Anyway, that was yesterday. Today I had class in the morning and then lunch and then had to give a presentation in the afternoon comparing electronic books and paper books. We were supposed to rehearse beforehand with our other classmates, and I completely bombed the rehearsal. I have no idea what was going on, but I could not form coherent thoughts. Finally I just stopped and told the other members of my group, "I'm sorry, but I can't practice." And they didn't understand that I was saying that I COULDN'T practice and thought that I was just really nervous, and I couldn't think of a better way to explain it (seriously, I cannot practice presentations, even in English; it just doesn't work) so finally they gave up. And when the time came for me to give my presentation, they were all wincing and prepared for me to bomb it, and I didn't, so yay for that. My only comments from the teacher were that I said "um" (or the Japanese equivalent) too much, and that I needed to use the more polite form of "but." And then afterwards one of the girls in my group came up to me and said, "Okay, I get it now. You can only perform without rehearsing, right?" And I said, "YES, THAT WAS THE WORD I WAS LOOKING FOR."

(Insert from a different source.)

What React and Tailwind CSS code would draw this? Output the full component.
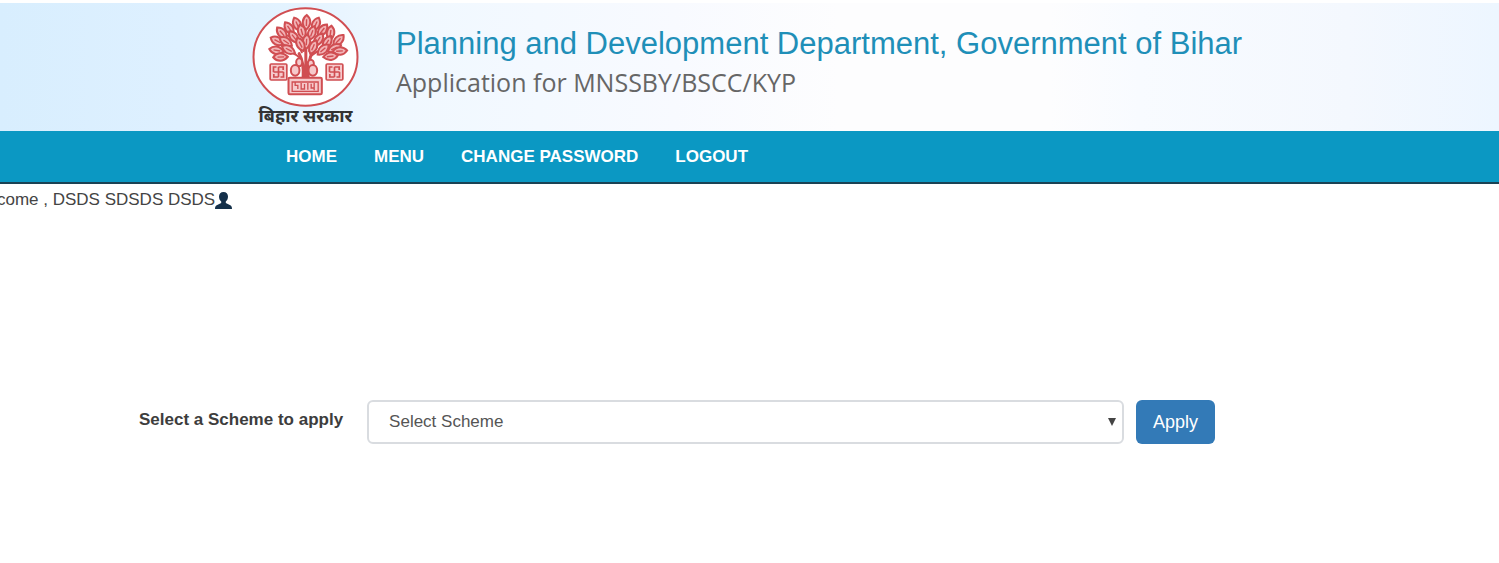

So then I went and bought toothpaste and found out that fluoride has been banned in toothpaste in Japan for 50 years (or so says my residential director), and then I went home and studied like a maniac and had dinner which was delicious and awesome. And now I am writing this blog post, but it's getting really late, so I think I'm going to stop here and go to bed.


Oh, wait, completely random closing note! My little host brother likes Michael Jackson. A LOT. And 'cause he can't exactly sing the songs (since they're in English and he can't figure out the lyrics), he decided to teach himself the dances instead. And it turns out that he's actually a pretty good dancer for an eight year old.


Okay, sleeping time! I have a debate tomorrow afternoon and then I have to write a 3 page paper. HRRRG.